Schamlos ergötzt man sich an der Misere der Figur. Weil Aronofsky glaubt, Zuschauende müssten zu Emotionen gezwungen statt diese in ihnen geweckt werden. Und so missversteht "The Whale" Plakativität als Ehrlichkeit. Ein Soundtrack, der sich in repetitiver Melancholie und Dramatik verliert, rührselige Gespräche, die Charlie laufend als Opfer seiner Umstände rechtfertigen. Schließlich deklariert der Film ja, Emotionen seien ehrlich, und natürlich sind auch wir umso ehrlicher, wenn wir mit der Figur mitleiden.
Seine Erlösung ist unsere Erlösung. So wenig Aronofsky von Religion hält, so religiös, so esoterisch, so pathetisch sind seine Filme. Läuterung durch Leid, wie in der fucking Bibel. Es ist nur konsequent, dass insbesondere Charlies Tod kaum plumper inszeniert sein könnte, wenn zum dritten Mal derselbe Aufsatz vorgelesen wird, sich all die eindimensionalen Figuren weinend in die Arme fallen und erneut zur glücklichsten Erinnerung des Protagonisten geschnitten werden muss. Weißes Licht hinter seiner im versöhnlichen Moment engelsgleich inszenierten Tochter, bis er einen letzten Schrei der Erlösung loslässt, abhebt und der ganze Bildschirm weiß wird. Nur, damit man im Anschluss schon wieder zu angesprochener Erinnerung blenden kann. Um es, falls das überhaupt geht, noch deutlicher zu machen, dass Charlie am Ziel ist.
Bei all der betonten Ehrlichkeit könnte die Betrachtung der Titelfigur in "The Whale" - es liegt auf der Hand, dass der Aufsatz über die traurige Geschichte hinter Moby Dick eine Metapher für Charlie sein soll - somit kaum unehrlicher sein.

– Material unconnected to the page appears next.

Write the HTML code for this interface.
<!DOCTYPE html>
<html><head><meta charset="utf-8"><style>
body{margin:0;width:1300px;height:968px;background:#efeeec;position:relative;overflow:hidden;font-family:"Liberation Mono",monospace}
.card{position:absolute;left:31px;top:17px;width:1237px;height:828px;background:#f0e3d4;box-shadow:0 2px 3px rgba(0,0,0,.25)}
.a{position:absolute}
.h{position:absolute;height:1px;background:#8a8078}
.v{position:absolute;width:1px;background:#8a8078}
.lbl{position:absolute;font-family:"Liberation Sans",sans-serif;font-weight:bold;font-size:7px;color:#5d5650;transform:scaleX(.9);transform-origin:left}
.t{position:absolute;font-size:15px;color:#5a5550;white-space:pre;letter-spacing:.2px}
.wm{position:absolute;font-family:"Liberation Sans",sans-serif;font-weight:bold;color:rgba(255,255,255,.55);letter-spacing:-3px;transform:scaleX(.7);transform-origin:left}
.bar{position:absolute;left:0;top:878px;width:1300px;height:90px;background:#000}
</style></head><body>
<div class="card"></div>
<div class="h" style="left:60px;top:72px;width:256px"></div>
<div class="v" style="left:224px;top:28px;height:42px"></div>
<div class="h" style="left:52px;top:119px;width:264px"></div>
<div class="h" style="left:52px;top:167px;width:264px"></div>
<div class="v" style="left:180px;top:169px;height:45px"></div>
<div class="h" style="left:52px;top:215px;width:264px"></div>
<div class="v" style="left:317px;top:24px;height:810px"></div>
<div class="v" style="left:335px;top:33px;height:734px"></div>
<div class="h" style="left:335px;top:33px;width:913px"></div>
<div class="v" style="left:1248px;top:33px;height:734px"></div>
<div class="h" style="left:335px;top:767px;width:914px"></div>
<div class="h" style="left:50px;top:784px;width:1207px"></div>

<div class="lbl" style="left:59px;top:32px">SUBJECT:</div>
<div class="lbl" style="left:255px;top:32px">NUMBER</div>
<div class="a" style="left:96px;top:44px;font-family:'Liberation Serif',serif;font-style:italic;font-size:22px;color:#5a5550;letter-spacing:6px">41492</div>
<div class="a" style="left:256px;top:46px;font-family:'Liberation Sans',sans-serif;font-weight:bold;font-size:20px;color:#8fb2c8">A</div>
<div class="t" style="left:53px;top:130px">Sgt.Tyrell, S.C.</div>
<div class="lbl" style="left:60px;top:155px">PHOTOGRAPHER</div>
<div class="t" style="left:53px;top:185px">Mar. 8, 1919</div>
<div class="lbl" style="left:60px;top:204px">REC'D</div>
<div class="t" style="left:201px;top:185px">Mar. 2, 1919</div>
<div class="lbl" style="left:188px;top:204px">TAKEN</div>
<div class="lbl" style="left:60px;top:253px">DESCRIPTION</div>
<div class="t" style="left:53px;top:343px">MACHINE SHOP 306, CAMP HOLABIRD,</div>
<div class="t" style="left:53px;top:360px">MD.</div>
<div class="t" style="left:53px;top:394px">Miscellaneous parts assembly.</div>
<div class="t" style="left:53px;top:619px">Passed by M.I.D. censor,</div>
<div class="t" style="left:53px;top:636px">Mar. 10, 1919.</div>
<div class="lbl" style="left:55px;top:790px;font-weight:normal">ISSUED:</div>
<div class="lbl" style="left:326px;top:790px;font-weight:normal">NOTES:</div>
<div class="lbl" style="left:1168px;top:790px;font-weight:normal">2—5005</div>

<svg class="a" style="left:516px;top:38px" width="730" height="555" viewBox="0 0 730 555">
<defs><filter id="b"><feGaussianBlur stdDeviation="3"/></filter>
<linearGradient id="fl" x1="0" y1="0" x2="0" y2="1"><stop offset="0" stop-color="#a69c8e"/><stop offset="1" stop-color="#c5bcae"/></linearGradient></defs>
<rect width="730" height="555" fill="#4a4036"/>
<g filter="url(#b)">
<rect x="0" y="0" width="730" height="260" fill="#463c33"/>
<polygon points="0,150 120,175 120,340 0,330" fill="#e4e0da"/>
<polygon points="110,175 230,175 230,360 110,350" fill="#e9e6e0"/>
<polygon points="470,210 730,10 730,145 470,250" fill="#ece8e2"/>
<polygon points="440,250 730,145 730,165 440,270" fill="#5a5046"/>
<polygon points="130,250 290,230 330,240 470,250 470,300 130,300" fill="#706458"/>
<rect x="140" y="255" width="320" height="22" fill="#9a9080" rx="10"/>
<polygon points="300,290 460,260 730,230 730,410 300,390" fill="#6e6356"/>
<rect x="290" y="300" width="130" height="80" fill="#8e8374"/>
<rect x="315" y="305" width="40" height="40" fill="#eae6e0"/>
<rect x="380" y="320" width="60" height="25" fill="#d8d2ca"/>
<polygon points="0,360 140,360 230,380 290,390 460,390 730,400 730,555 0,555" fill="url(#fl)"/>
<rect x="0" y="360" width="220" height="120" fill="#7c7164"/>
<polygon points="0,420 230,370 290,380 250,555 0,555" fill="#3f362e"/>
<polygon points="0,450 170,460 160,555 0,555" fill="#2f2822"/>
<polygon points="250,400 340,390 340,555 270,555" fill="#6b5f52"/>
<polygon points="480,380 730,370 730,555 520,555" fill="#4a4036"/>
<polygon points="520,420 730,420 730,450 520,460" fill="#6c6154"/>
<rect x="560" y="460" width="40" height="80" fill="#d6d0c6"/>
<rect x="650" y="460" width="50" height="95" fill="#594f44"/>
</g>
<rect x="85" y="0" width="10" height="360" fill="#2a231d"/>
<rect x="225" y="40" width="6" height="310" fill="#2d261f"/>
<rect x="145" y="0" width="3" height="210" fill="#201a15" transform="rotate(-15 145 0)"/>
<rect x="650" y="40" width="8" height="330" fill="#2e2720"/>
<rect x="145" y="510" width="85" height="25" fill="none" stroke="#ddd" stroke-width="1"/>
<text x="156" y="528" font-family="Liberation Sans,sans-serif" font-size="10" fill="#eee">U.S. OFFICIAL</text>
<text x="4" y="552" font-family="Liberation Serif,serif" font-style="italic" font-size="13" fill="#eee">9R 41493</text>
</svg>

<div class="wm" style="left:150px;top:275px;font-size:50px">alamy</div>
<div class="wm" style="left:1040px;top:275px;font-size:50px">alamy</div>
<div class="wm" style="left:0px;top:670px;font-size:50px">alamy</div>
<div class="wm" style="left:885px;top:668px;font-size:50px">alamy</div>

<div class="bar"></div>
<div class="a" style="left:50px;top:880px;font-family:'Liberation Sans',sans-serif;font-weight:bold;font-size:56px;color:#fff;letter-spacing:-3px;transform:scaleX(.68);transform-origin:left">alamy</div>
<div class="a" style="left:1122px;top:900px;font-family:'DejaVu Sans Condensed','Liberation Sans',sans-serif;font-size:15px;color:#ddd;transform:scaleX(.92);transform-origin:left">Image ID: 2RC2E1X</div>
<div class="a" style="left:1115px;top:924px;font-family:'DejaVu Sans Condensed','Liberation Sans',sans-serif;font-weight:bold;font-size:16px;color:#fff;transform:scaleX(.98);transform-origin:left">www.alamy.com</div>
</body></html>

Schließlich ist in der Kunst die Form der Inhalt, und Ehrlichkeit hieße demnach, sich so formsprachlich komplex wie möglich für die eigenen Motive und Charaktere zu interessieren.
Dass uns Aronofsky abgefilmtes Theater und mangelhaften künstlerischen Ausdruck ganz selbstgefällig als hohe Filmkunst verkaufen will, ist in dem Sinne schlicht kunstfeindlich.
3,5 von 10 Enten.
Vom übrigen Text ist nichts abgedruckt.